IBM directs us to an unpublished district court opinion construing a similar IBM waiver agreement, which found that the waiver agreement satisfied the statutory requirements. See Syverson v. Int'l Bus. Machs. Corp., No. 03-CV-04529 (N.D.Cal. May 4, 2004), appeal docketed, No. 04-16449 (9th Cir. July 26, 2004). The Syverson court relied on the district court decision in the instant case, and noted that "[t]o the extent that the language of the waiver requires clarification, the waiver explicitly advises affected employees to consult an attorney, [or] their manager. . . ." (Appellee's App. at 53.) Thomforde attempted to consult his manager, but was told that the corporate attorney was "not comfortable" providing him with an interpretation of the Agreement. It seems axiomatic that if an agreement needs clarification, it is not written in a manner calculated to be understood. To rely on the agreement's direction to seek legal advice, a separate statutory requirement for a valid waiver, see § 626(f)(1)(E), for clarification of the waiver would nullify the distinct requirement that the agreement be written in a manner calculated to be understood by the participant (as opposed to his attorney).

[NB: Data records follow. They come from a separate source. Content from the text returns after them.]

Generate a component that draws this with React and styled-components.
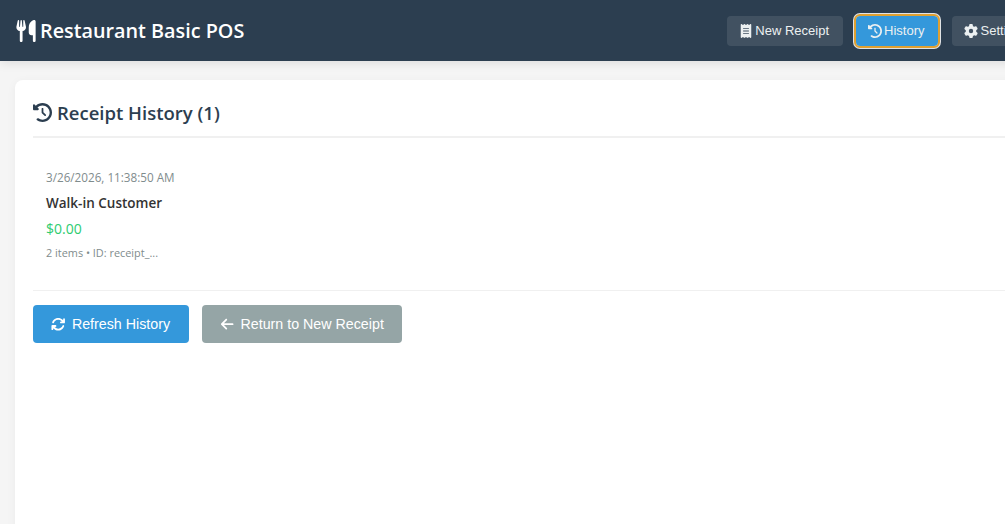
import React from 'react';
import styled, { createGlobalStyle } from 'styled-components';
import { FaUtensils, FaReceipt, FaClockRotateLeft, FaGear, FaArrowsRotate, FaArrowLeft } from 'react-icons/fa6';

const GlobalStyle = createGlobalStyle`
    html, body {
        margin: 0;
        height: 100%;
        overflow: hidden;
        background: #f5f5f5;
    }

    body {
        font-family: "Open Sans", "Noto Sans", sans-serif;
        color: #2c3e50;
    }
`;

const Page = styled.div`
    width: 1056px;
`;

const Header = styled.header`
    align-items: center;
    background: #2c3e50;
    box-shadow: 0 2px 10px rgba(0, 0, 0, 0.1);
    box-sizing: border-box;
    display: flex;
    height: 61px;
    justify-content: space-between;
    padding: 0 15px;
`;

const Logo = styled.h1`
    align-items: center;
    color: #fff;
    display: flex;
    font-size: 19.8px;
    font-weight: 600;
    gap: 3px;
    margin: 0;

    svg {
        height: 22px;
        width: auto;
    }
`;

const Nav = styled.nav`
    display: flex;
    gap: 11px;
`;

const NavButton = styled.button`
    align-items: center;
    background: ${(props) => (props.$active ? '#3498db' : 'rgba(255, 255, 255, 0.1)')};
    border: none;
    border-radius: 4px;
    box-shadow: ${(props) => (props.$active ? '0 0 0 3px rgba(255, 255, 255, 0.85)' : 'none')};
    box-sizing: border-box;
    color: #ecf0f1;
    display: flex;
    font-family: "Liberation Sans", Arial, sans-serif;
    font-size: 13px;
    gap: 2.5px;
    height: 30px;
    margin: ${(props) => (props.$active ? '0 3px 0 2px' : '0')};
    outline: ${(props) => (props.$active ? '2px solid #e0a030' : 'none')};
    padding: 0 13.5px 0 12px;

    svg {
        height: 14px;
        width: auto;
    }
`;

const Main = styled.main`
    padding: 19px 15px 0;
`;

const Card = styled.section`
    background: #fff;
    border-radius: 8px;
    box-shadow: 0 2px 10px rgba(0, 0, 0, 0.05);
    box-sizing: border-box;
    height: 460px;
    padding: 18px;
`;

const CardTitle = styled.h2`
    align-items: center;
    border-bottom: 2px solid #f0f0f0;
    color: #2c3e50;
    display: flex;
    font-size: 18.5px;
    font-weight: 600;
    gap: 5px;
    height: 28px;
    margin: 0 0 25px;
    padding-bottom: 10px;

    svg {
        font-size: 19px;
    }
`;

const ReceiptItem = styled.article`
    border-bottom: 1px solid #f0f0f0;
    height: 127px;
    padding-left: 13px;
`;

const ReceiptDate = styled.div`
    color: #7f8c8d;
    font-size: 11.7px;
    line-height: 20px;
    padding-top: 4px;
`;

const CustomerName = styled.div`
    color: #333;
    font-size: 13.5px;
    font-weight: 600;
    line-height: 20px;
    margin-top: 6px;
`;

const ReceiptTotal = styled.div`
    color: #2ecc71;
    font-size: 14px;
    font-weight: 500;
    line-height: 20px;
    margin-top: 6px;
`;

const ReceiptMeta = styled.div`
    color: #7f8c8d;
    font-size: 10.9px;
    line-height: 16px;
    margin-top: 6px;
`;

const Actions = styled.div`
    display: flex;
    gap: 13px;
    margin-top: 14px;
`;

const ActionButton = styled.button`
    align-items: center;
    background: ${(props) => (props.$secondary ? '#95a5a6' : '#3498db')};
    border: none;
    border-radius: 4px;
    color: #fff;
    display: flex;
    font-family: "Liberation Sans", Arial, sans-serif;
    font-size: 14.25px;
    gap: 6.5px;
    height: 38px;
    padding: 0 18.5px 0 18px;

    svg {
        height: 14.4px;
        width: auto;
    }
`;

const App = () => (
    <Page>
        <GlobalStyle />
        <Header>
            <Logo>
                <FaUtensils />
                Restaurant Basic POS
            </Logo>
            <Nav>
                <NavButton><FaReceipt />New Receipt</NavButton>
                <NavButton $active><FaClockRotateLeft />History</NavButton>
                <NavButton><FaGear />Settings</NavButton>
            </Nav>
        </Header>
        <Main>
            <Card>
                <CardTitle>
                    <FaClockRotateLeft />
                    Receipt History (1)
                </CardTitle>
                <ReceiptItem>
                    <ReceiptDate>3/26/2026, 11:38:50 AM</ReceiptDate>
                    <CustomerName>Walk-in Customer</CustomerName>
                    <ReceiptTotal>$0.00</ReceiptTotal>
                    <ReceiptMeta>2 items • ID: receipt_...</ReceiptMeta>
                </ReceiptItem>
                <Actions>
                    <ActionButton><FaArrowsRotate />Refresh History</ActionButton>
                    <ActionButton $secondary><FaArrowLeft />Return to New Receipt</ActionButton>
                </Actions>
            </Card>
        </Main>
    </Page>
);

export default App;
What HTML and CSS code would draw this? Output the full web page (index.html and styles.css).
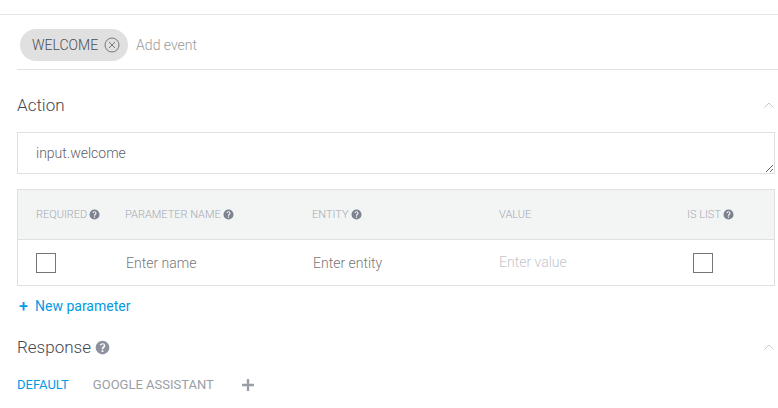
FILE: index.html
```html
<!DOCTYPE html>
<html lang="en">
<head>
  <meta charset="UTF-8">
  <meta name="viewport" content="width=device-width, initial-scale=1.0">
  <title>Intent</title>
  <link rel="stylesheet" href="styles.css">
</head>
<body>
  <div class="events">
    <div class="chips">
      <span class="chip">WELCOME
        <svg class="chip-close" width="16" height="16" viewBox="0 0 16 16"><circle cx="8" cy="8" r="7"/><path d="M5 5l6 6M11 5l-6 6"/></svg>
      </span>
      <span class="add-event">Add event</span>
    </div>
  </div>

  <div class="section-head action-head">
    <h2 class="section-title">Action</h2>
    <svg class="chevron" width="12" height="7" viewBox="0 0 12 7"><path d="M1.5 5.5L6 1l4.5 4.5"/></svg>
  </div>

  <textarea class="action-input" spellcheck="false">input.welcome</textarea>

  <div class="params">
    <div class="row row-head">
      <div class="cell">REQUIRED<svg class="help" viewBox="0 0 24 24"><use href="#q"/></svg></div>
      <div class="cell">PARAMETER NAME<svg class="help" viewBox="0 0 24 24"><use href="#q"/></svg></div>
      <div class="cell">ENTITY<svg class="help" viewBox="0 0 24 24"><use href="#q"/></svg></div>
      <div class="cell">VALUE</div>
      <div class="cell cell-list-head">IS LIST<svg class="help" viewBox="0 0 24 24"><use href="#q"/></svg></div>
    </div>
    <div class="row row-body">
      <div class="cell"><span class="box"></span></div>
      <div class="cell cell-text">Enter name</div>
      <div class="cell cell-text">Enter entity</div>
      <div class="cell cell-value">Enter value</div>
      <div class="cell cell-list"><span class="box"></span></div>
    </div>
  </div>

  <a class="new-param" href="#"><span class="plus">+</span>New parameter</a>

  <div class="section-head response-head">
    <h2 class="section-title">Response<svg class="help help-big" viewBox="0 0 24 24"><use href="#q"/></svg></h2>
    <svg class="chevron" width="12" height="7" viewBox="0 0 12 7"><path d="M1.5 5.5L6 1l4.5 4.5"/></svg>
  </div>

  <div class="tabs">
    <span class="tab active">DEFAULT</span>
    <span class="tab">GOOGLE ASSISTANT</span>
    <svg class="tab-add" width="14" height="14" viewBox="0 0 14 14"><path d="M7 1v12M1 7h12"/></svg>
  </div>

  <svg width="0" height="0" class="defs">
    <symbol id="q" viewBox="0 0 24 24">
      <path fill-rule="evenodd" d="M12 1a11 11 0 1 0 0 22 11 11 0 0 0 0-22zm-1.4 18v-2.8h2.8V19zm4.9-7.6l-1 1c-.8.8-1.1 1.3-1.1 2.3h-2.7v-.6c0-1.1.4-2 1.2-2.8l1.5-1.5c.4-.4.6-.8.6-1.3 0-1-.8-1.7-1.7-1.7s-1.7.7-1.8 1.7H7.8C7.9 6.7 9.7 5 12 5s4.4 1.8 4.4 4.1c0 .9-.4 1.7-.9 2.3z"/>
    </symbol>
  </svg>
</body>
</html>
```

FILE: styles.css
```css
body {
  margin: 0;
  font-family: Roboto, "Liberation Sans", sans-serif;
  font-weight: 300;
  color: #44474f;
  background: white;
  padding: 14px 3px 0 17px;
  overflow: hidden;
}
.defs {
  position: absolute;
}
.events {
  margin: 0 -3px 0 -17px;
  border-top: 1px solid #e6e6e6;
  padding: 14px 0 0 17px;
}
.chips {
  display: flex;
  align-items: center;
  height: 32px;
  padding: 0 0 8px 3px;
  border-bottom: 1px solid #e0e0e0;
}
.chip {
  display: flex;
  align-items: center;
  gap: 6px;
  height: 32px;
  padding: 0 8px 0 12px;
  border-radius: 16px;
  background: #e0e0e0;
  font-size: 14px;
  color: #4a4d54;
}
.chip-close {
  fill: none;
  stroke: #77797c;
  stroke-width: 1;
}
.add-event {
  margin-left: 8px;
  font-size: 14px;
  color: #9a9a9a;
}
.section-head {
  display: flex;
  justify-content: space-between;
  align-items: center;
}
.action-head {
  margin-top: 24px;
  height: 22px;
}
.section-title {
  margin: 0;
  display: flex;
  align-items: center;
  gap: 4px;
  font-size: 17px;
  font-weight: 300;
  color: #44474f;
}
.chevron {
  fill: none;
  stroke: #c9cbd0;
  stroke-width: 1;
}
.action-input {
  display: block;
  box-sizing: border-box;
  width: 758px;
  height: 42px;
  margin-top: 16px;
  padding: 12px 18px 0;
  border: 1px solid #e0e0e0;
  font-family: inherit;
  font-size: 14px;
  font-weight: 300;
  color: #5f6368;
  outline: none;
}
.params {
  width: 758px;
  box-sizing: border-box;
  margin-top: 15px;
  border: 1px solid #e0e0e0;
}
.row {
  display: grid;
  grid-template-columns: 89px 187px 187px 174px 1fr;
  align-items: center;
  padding-left: 18px;
}
.row-head {
  height: 49px;
  background: #f3f5f5;
  border-bottom: 1px solid #e0e0e0;
  font-size: 11px;
  color: #a4a8af;
}
.row-body {
  height: 45px;
  font-size: 14px;
  color: #777;
}
.cell {
  display: flex;
  align-items: center;
  white-space: pre;
}
.cell-text {
  padding-left: 1px;
}
.cell-value {
  padding-bottom: 2px;
  color: #c3c5cb;
}
.cell-list {
  padding-left: 20px;
}
.cell-list-head {
  padding-left: 14px;
}
.help {
  width: 11px;
  height: 11px;
  margin-left: 2px;
  fill: #7c8290;
}
.help-big {
  width: 15px;
  height: 15px;
  margin-left: 0;
  fill: #8e92a0;
}
.box {
  display: block;
  width: 18px;
  height: 18px;
  border: 1px solid #757575;
}
.new-param {
  display: flex;
  align-items: center;
  height: 18px;
  margin: 11px 0 0 2px;
  font-size: 14px;
  font-weight: 400;
  color: #039be5;
  text-decoration: none;
}
.plus {
  width: 16px;
  font-size: 16px;
  font-weight: 500;
}
.response-head {
  margin-top: 21px;
  height: 22px;
}
.tabs {
  display: flex;
  align-items: center;
  gap: 24px;
  margin-top: 19px;
  font-size: 13px;
  font-weight: 400;
  color: #9a9ea6;
}
.tab.active {
  color: #039be5;
}
.tab-add {
  margin-left: 3px;
  fill: none;
  stroke: #9a9ea6;
  stroke-width: 2.4;
}
```
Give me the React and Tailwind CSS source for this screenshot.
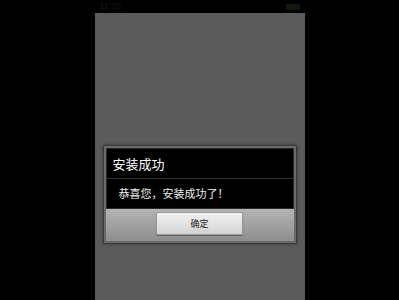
import React from "react";

const StatusBar = () => (
  <div className="h-[13px] flex items-center justify-between px-[5px] bg-black">
    <span className="text-[9px] leading-none text-[#141414] font-['Liberation_Sans',sans-serif]">11:35</span>
    <div className="w-[14px] h-[6px] rounded-[1px] bg-[#121a0c]" />
  </div>
);

const InstallDialog = () => (
  <div className="border border-[#3a3a3a] bg-[#6a6a6a] p-[2px] shadow-[0_0_2px_rgba(0,0,0,0.5)]">
    <div className="bg-black border border-[#2a2a2a]">
      <div className="h-[29px] flex items-center pl-[6px] text-[13px] text-white">安装成功</div>
      <div className="h-px bg-[#2e2e2e]" />
      <div className="h-[29px] flex items-center pl-[12px] text-[11px] text-[#f0f0f0]">
        恭喜您，安装成功了！
      </div>
    </div>
    <div className="h-[32px] flex justify-center pt-[3px] bg-gradient-to-b from-[#b4b4b4] to-[#8e8e8e]">
      <button className="w-[87px] h-[23px] rounded-[2px] border border-[#9a9a9a] bg-gradient-to-b from-[#f2f2f2] to-[#d2d2d2] text-[9px] text-[#222] shadow-[0_1px_1px_rgba(0,0,0,0.35)]">
        确定
      </button>
    </div>
  </div>
);

export default function App() {
  return (
    <div
      className="w-[399px] h-[300px] bg-black flex justify-center overflow-hidden"
      style={{ fontFamily: "'Noto Sans CJK SC', 'Noto Sans', sans-serif" }}
    >
      <div className="w-[210px] flex flex-col">
        <StatusBar />
        <div className="flex-1 bg-[#5b5b5b] px-[8px] pt-[132px]">
          <InstallDialog />
        </div>
      </div>
    </div>
  );
}
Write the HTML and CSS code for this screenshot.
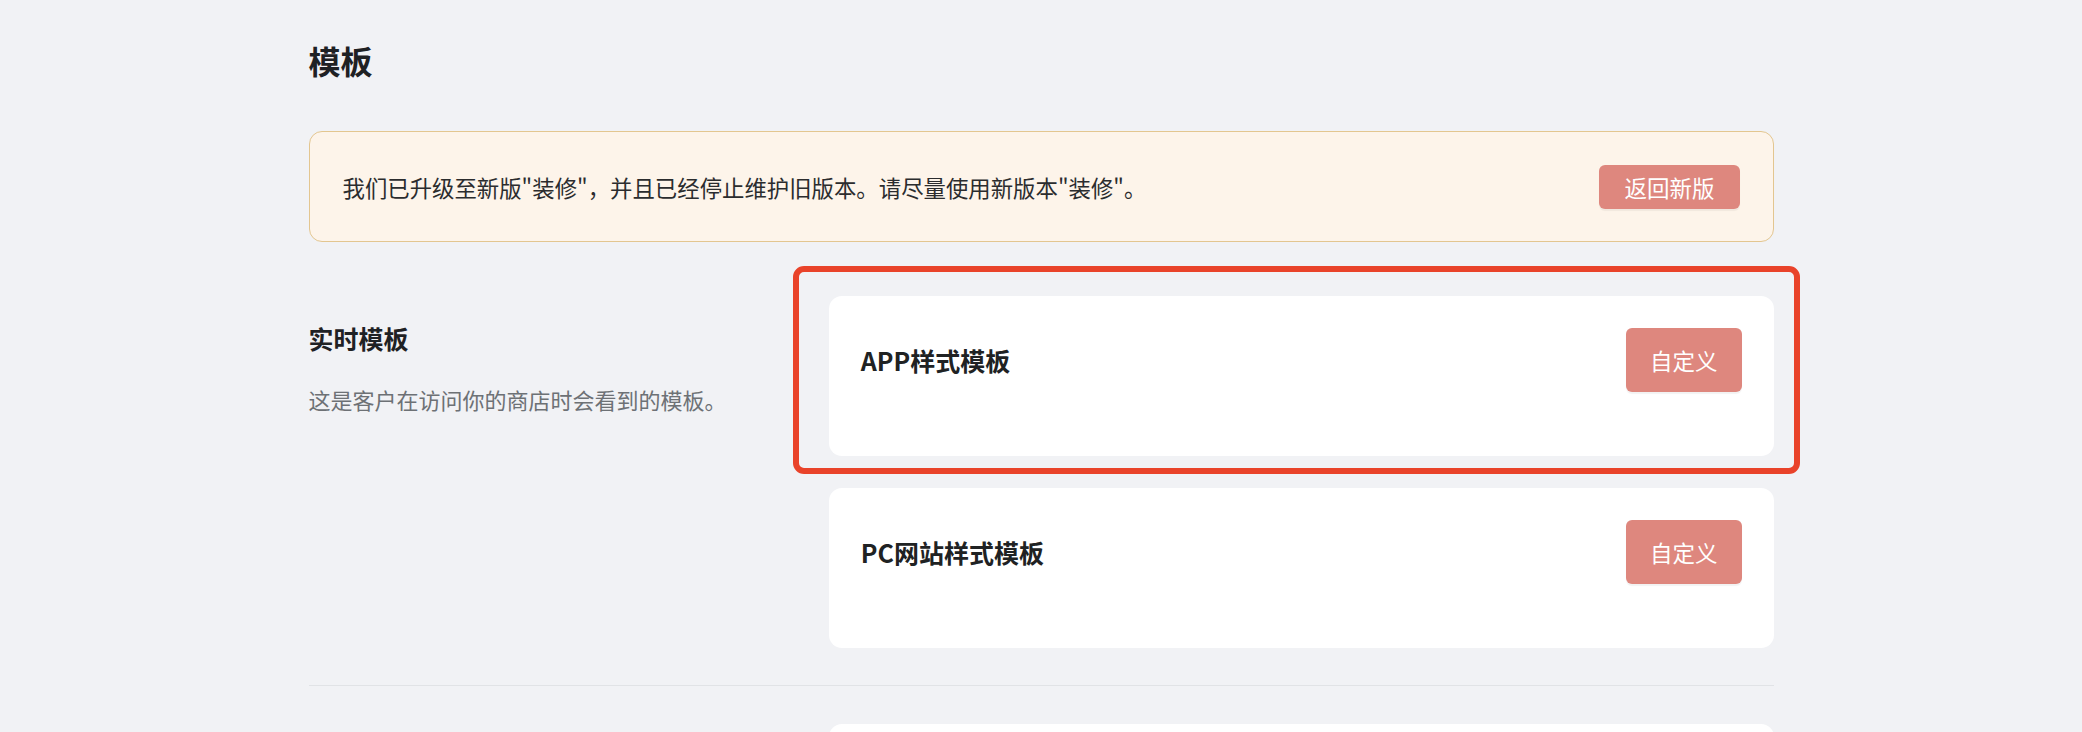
FILE: index.html
```html
<!DOCTYPE html>
<html lang="zh-CN">
<head>
<meta charset="utf-8">
<title>模板</title>
<link rel="stylesheet" href="styles.css">
</head>
<body>
<main class="page">
  <h1 class="page-title">模板</h1>

  <div class="notice">
    <p class="notice-text">我们已升级至新版"装修"，并且已经停止维护旧版本。请尽量使用新版本"装修"。</p>
    <button class="btn" type="button">返回新版</button>
  </div>

  <section class="layout-section">
    <div class="section-info">
      <h2 class="section-title">实时模板</h2>
      <p class="section-desc">这是客户在访问你的商店时会看到的模板。</p>
    </div>
    <div class="section-cards">
      <div class="card-wrap">
        <div class="card">
          <div class="card-header">
            <h3 class="card-title">APP样式模板</h3>
            <button class="btn btn-tall" type="button">自定义</button>
          </div>
        </div>
        <span class="highlight-ring"></span>
      </div>
      <div class="card">
        <div class="card-header">
          <h3 class="card-title">PC网站样式模板</h3>
          <button class="btn btn-tall" type="button">自定义</button>
        </div>
      </div>
    </div>
  </section>

  <section class="layout-section">
    <div class="section-info"></div>
    <div class="section-cards">
      <div class="card card-empty"></div>
    </div>
  </section>
</main>
</body>
</html>
```

FILE: styles.css
```css
* {
  box-sizing: border-box;
}

html, body {
  margin: 0;
  padding: 0;
}

body {
  background: #f1f2f5;
  color: #202223;
  font-family: "Noto Sans CJK SC", "Noto Sans", "Liberation Sans", sans-serif;
  overflow: hidden;
}

.page {
  width: 1465px;
  margin: 0 auto;
  padding-top: 40px;
}

.page-title {
  margin: 0 0 51px;
  font-size: 32px;
  line-height: 40px;
  font-weight: 700;
  color: #1f2124;
}

/* upgrade notice banner */
.notice {
  display: flex;
  align-items: center;
  justify-content: space-between;
  height: 111px;
  padding: 0 33px;
  background: #fdf4ea;
  border: 1px solid #e3c690;
  border-radius: 13px;
}

.notice-text {
  margin: 0;
  font-size: 22.4px;
  line-height: 32px;
  color: #2b2c2e;
}

.btn {
  font-family: inherit;
  font-size: 22.5px;
  line-height: 30px;
  color: #ffffff;
  background: #de877e;
  border: none;
  border-radius: 6px;
  height: 44px;
  padding: 0 25px;
  box-shadow: 0 2px 1px rgba(0, 0, 0, 0.05);
  cursor: pointer;
}

.btn-tall {
  height: 64px;
  padding: 0 24px;
}

/* two-column annotated section */
.layout-section {
  display: grid;
  grid-template-columns: 1fr 2fr;
  column-gap: 48px;
  padding: 54px 0 37px;
}

.layout-section + .layout-section {
  border-top: 1px solid #e1e3e6;
  padding-top: 38px;
}

.section-info {
  padding-top: 26px;
}

.section-title {
  margin: 0;
  font-size: 25px;
  line-height: 32px;
  font-weight: 700;
  color: #1f2124;
}

.section-desc {
  margin: 29px 0 0;
  font-size: 22px;
  line-height: 32px;
  color: #6d7175;
}

.section-cards {
  display: flex;
  flex-direction: column;
  gap: 32px;
}

.card-wrap {
  position: relative;
}

.card {
  background: #ffffff;
  border-radius: 13px;
  padding: 32px 32px 64px;
}

.card-empty {
  min-height: 160px;
}

.card-header {
  display: flex;
  align-items: center;
  justify-content: space-between;
  min-height: 64px;
}

.card-title {
  margin: 0;
  font-size: 25px;
  line-height: 32px;
  font-weight: 700;
  color: #202223;
}

/* red focus ring drawn around the live app template card */
.highlight-ring {
  position: absolute;
  left: -36px;
  top: -30px;
  right: -26px;
  bottom: -18px;
  border: 6px solid #e9432a;
  border-radius: 11px;
  pointer-events: none;
}
```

IBM agreed at oral argument that if we found the waiver deficient under the statute, we need not decide the proper test to apply to determine whether the waiver was also knowing and voluntary. Compare Ulvin v. Northwestern Nat'l Life Ins. Co., 943 F.2d 862, 866 n. 4 (8th Cir. 1991) (applying contract principles to pre-OWBPA waiver), cert. denied, 502 U.S. 1073, 112 S.Ct. 970, 117 L.Ed.2d 135 (1992), with Bennett v. Coors Brewing Co., 189 F.3d 1221, 1228-29 (10th Cir. 1999) (holding that even if statutory requirements are met, courts must inquire into totality of the circumstances to determine if waiver was knowing and voluntary). We leave that discussion for another day.
The district court's summary judgment in favor of IBM is reversed, and the case is remanded for further proceedings.